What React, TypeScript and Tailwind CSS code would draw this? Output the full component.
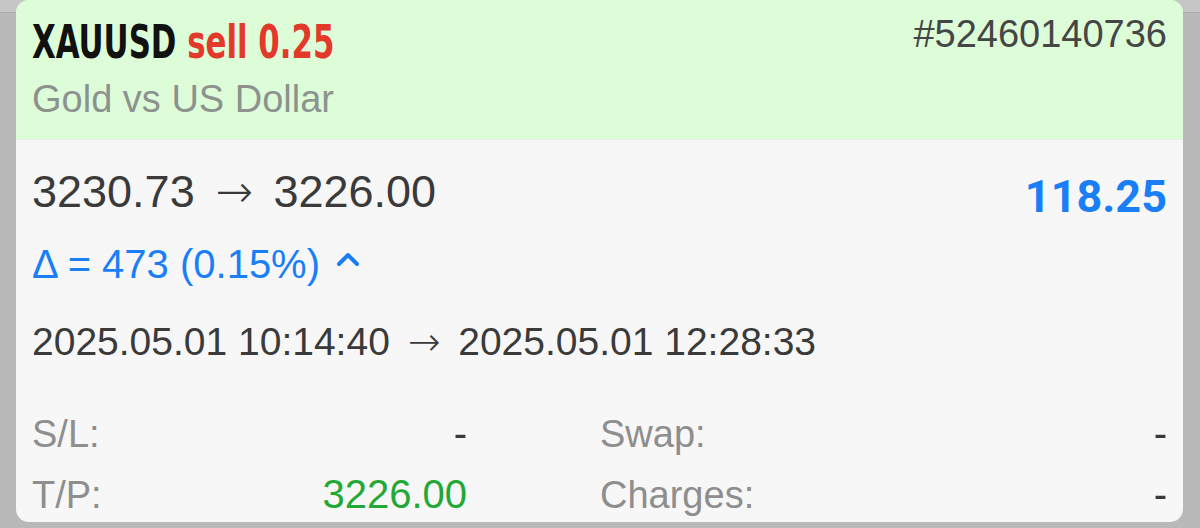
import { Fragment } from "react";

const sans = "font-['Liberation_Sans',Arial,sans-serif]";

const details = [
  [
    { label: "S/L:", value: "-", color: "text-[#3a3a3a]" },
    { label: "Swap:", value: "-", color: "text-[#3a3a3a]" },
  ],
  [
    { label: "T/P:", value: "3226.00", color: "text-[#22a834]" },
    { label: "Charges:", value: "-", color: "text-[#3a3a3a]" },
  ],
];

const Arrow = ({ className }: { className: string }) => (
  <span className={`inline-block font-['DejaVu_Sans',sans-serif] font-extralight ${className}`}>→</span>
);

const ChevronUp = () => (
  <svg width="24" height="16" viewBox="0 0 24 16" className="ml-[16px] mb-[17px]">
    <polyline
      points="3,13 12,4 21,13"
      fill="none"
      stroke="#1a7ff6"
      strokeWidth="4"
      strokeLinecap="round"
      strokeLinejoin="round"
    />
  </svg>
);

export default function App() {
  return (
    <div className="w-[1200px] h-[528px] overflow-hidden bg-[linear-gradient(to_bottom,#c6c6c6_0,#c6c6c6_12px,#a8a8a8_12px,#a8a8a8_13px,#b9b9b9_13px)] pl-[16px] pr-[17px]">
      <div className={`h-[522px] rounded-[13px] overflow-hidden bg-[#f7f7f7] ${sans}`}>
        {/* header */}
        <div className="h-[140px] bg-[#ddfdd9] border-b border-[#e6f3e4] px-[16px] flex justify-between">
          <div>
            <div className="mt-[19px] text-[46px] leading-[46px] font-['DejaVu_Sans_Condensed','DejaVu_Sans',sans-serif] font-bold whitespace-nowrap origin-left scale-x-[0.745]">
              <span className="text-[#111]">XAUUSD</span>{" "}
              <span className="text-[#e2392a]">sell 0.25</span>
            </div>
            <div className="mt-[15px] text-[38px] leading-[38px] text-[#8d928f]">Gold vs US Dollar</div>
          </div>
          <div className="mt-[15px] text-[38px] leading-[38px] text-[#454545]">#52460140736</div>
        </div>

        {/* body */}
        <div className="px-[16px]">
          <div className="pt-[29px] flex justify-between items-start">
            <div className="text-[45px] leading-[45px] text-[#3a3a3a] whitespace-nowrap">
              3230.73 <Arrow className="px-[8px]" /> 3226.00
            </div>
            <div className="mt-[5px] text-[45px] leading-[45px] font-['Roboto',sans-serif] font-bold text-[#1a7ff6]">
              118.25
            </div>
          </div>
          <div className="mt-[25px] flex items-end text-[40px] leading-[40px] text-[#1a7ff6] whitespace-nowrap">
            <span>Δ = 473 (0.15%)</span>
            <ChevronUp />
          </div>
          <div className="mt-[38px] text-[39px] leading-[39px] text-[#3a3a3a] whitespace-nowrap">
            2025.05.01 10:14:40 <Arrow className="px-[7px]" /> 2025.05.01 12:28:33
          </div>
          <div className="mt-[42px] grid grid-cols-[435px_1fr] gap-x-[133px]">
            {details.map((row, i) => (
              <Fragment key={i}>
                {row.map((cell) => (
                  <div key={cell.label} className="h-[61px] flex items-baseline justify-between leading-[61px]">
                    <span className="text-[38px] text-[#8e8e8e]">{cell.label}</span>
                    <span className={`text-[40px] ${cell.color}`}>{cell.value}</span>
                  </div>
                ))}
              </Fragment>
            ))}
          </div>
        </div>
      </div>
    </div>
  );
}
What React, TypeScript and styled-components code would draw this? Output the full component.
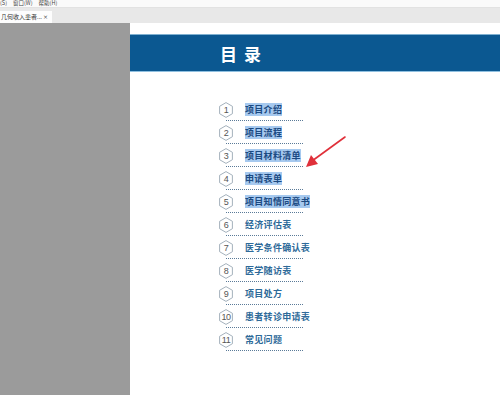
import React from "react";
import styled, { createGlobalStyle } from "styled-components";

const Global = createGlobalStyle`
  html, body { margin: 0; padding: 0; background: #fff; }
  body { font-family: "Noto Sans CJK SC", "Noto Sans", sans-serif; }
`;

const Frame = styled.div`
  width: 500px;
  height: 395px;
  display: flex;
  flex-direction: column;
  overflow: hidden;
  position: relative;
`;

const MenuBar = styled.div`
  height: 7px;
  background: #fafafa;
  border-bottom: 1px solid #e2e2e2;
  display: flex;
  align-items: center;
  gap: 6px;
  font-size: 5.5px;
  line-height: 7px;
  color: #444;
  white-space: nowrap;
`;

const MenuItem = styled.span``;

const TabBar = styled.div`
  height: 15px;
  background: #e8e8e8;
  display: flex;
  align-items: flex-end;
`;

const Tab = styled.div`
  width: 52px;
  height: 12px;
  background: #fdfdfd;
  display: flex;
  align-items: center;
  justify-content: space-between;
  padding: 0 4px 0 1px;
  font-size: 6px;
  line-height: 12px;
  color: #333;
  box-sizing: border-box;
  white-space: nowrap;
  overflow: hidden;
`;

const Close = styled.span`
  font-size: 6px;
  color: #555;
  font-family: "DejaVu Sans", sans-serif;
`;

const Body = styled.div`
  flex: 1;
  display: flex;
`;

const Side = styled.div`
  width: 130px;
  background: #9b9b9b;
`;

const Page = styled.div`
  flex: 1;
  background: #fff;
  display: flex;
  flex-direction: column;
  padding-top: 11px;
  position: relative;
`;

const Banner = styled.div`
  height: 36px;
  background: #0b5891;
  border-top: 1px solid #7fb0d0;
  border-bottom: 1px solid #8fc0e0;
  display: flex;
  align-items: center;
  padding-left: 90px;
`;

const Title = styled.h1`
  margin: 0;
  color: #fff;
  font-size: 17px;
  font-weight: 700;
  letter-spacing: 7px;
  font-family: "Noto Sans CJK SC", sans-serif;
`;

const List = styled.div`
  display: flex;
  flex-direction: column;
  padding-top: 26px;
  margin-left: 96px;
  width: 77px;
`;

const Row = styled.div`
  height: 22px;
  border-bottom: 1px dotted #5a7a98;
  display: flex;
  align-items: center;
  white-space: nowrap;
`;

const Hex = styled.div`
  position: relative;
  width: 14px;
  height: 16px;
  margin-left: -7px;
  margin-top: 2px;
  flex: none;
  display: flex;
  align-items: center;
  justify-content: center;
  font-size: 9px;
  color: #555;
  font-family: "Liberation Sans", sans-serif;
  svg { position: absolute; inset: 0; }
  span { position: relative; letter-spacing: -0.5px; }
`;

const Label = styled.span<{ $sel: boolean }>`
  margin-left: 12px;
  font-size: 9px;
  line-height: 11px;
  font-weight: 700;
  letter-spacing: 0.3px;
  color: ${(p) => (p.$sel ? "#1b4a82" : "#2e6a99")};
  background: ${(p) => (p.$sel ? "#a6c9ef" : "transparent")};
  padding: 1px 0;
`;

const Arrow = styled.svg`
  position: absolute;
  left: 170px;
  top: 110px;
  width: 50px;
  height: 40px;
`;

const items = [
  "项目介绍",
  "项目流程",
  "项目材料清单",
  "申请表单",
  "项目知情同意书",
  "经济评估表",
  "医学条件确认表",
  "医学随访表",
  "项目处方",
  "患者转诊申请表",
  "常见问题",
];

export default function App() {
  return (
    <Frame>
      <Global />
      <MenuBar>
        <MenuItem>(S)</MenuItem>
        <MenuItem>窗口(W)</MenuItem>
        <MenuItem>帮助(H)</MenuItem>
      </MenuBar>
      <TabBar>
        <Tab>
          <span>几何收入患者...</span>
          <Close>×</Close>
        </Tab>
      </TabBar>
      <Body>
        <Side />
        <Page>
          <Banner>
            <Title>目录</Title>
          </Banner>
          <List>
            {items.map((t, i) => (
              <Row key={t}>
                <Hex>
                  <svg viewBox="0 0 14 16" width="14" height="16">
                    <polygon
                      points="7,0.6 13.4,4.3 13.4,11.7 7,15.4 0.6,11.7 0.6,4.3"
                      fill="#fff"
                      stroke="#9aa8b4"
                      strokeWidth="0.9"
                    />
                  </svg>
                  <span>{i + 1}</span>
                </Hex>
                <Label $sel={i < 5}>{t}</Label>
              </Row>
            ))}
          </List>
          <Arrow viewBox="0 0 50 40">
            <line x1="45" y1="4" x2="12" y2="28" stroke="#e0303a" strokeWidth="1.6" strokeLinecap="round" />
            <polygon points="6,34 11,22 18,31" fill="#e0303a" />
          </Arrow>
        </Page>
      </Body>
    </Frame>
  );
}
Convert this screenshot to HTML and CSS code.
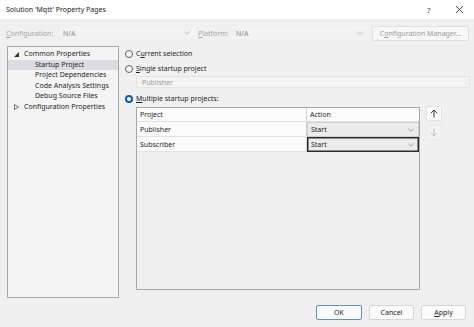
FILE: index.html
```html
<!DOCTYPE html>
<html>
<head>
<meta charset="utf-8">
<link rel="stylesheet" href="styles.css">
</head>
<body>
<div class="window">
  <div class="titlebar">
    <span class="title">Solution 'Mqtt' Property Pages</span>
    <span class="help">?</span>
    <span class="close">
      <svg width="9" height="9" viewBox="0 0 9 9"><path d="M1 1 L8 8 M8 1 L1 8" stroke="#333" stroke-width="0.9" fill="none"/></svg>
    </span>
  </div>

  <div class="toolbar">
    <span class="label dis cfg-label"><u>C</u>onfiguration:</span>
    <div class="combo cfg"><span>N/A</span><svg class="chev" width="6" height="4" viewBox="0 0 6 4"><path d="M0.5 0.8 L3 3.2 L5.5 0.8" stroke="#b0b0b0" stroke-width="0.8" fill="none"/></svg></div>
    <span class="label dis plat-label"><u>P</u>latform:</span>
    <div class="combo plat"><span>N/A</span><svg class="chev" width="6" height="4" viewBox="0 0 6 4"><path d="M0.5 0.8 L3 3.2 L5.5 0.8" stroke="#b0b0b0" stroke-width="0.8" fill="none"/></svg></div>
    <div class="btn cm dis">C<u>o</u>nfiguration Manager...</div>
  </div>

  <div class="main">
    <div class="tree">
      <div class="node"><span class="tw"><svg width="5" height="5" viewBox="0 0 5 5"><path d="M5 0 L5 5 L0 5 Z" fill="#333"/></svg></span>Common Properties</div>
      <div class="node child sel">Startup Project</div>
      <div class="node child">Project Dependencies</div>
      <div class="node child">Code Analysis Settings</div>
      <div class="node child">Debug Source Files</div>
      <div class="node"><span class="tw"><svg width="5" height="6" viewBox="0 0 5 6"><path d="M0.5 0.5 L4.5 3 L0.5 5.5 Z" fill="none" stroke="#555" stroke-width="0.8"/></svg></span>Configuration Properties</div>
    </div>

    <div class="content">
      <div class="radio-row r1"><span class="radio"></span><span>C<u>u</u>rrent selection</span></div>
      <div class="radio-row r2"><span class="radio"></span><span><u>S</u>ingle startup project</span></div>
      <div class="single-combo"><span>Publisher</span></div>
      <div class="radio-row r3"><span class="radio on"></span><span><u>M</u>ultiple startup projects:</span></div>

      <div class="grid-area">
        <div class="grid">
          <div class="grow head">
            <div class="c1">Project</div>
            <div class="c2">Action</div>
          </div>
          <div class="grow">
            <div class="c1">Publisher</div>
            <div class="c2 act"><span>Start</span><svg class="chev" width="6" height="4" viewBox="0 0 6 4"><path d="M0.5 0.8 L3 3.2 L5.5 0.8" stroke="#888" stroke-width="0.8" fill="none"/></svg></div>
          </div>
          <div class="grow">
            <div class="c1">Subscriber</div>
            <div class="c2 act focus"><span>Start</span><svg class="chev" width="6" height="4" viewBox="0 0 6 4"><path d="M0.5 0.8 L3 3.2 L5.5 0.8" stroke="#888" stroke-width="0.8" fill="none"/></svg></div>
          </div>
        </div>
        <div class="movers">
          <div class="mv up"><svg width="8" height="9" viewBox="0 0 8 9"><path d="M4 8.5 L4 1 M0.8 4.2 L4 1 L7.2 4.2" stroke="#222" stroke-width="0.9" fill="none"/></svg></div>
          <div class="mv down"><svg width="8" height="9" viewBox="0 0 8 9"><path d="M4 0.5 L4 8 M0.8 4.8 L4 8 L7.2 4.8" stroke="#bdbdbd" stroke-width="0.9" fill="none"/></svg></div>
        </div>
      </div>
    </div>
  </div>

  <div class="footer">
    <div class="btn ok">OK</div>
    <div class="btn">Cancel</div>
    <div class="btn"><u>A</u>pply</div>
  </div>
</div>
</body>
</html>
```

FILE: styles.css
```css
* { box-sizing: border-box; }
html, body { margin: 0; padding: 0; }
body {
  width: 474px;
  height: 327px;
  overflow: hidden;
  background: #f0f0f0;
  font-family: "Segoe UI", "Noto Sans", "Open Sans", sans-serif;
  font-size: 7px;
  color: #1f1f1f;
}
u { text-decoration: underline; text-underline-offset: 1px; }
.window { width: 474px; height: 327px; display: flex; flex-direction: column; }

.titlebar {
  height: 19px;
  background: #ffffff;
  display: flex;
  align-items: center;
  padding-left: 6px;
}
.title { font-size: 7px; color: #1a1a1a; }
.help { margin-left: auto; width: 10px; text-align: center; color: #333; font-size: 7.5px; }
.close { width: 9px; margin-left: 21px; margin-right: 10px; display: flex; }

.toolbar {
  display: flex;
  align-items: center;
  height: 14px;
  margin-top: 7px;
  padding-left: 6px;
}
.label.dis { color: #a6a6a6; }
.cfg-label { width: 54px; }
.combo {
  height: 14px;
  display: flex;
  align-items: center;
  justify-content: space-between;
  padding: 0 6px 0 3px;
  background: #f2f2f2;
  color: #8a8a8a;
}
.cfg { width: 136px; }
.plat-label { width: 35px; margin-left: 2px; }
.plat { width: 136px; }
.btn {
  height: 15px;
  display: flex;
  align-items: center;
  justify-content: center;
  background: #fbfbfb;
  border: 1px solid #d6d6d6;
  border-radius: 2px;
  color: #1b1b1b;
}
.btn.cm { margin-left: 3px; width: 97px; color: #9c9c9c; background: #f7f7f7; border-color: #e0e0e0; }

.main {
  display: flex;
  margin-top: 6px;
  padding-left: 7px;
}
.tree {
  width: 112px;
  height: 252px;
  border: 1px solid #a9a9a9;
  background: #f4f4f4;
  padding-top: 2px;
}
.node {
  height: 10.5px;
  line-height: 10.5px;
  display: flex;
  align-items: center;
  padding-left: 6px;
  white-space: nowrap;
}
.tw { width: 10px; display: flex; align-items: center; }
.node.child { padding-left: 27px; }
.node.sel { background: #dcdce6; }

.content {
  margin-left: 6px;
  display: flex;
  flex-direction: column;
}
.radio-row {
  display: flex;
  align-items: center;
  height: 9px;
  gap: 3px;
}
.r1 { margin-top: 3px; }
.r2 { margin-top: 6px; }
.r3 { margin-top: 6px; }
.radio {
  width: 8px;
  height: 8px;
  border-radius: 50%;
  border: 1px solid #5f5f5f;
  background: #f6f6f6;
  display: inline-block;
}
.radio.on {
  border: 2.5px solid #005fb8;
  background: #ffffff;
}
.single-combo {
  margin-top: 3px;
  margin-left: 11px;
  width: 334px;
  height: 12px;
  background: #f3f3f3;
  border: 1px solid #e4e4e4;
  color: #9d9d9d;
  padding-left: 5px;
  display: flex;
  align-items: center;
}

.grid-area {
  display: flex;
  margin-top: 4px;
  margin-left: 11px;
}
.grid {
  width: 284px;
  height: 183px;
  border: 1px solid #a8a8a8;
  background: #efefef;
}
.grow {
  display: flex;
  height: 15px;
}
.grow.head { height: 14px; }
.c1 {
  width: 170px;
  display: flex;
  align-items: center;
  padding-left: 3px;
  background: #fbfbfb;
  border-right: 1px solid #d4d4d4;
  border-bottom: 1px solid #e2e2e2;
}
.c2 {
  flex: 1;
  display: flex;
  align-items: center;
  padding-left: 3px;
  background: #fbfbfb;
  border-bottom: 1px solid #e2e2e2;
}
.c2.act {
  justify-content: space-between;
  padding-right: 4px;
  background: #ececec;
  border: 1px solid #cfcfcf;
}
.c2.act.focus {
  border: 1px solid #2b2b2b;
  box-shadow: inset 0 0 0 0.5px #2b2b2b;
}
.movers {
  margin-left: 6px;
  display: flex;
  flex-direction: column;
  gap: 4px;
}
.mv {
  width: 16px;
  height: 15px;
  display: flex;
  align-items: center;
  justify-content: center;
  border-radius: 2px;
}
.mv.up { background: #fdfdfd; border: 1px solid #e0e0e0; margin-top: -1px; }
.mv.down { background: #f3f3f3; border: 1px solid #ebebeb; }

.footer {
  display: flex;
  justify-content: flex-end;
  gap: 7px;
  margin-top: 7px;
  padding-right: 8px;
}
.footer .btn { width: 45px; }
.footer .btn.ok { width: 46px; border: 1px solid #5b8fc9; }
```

The request ->
Pick out all lines containing the string "What".

Solution ->
What React, TypeScript and Tailwind CSS code would draw this? Output the full component.
What React, TypeScript and styled-components code would draw this? Output the full component.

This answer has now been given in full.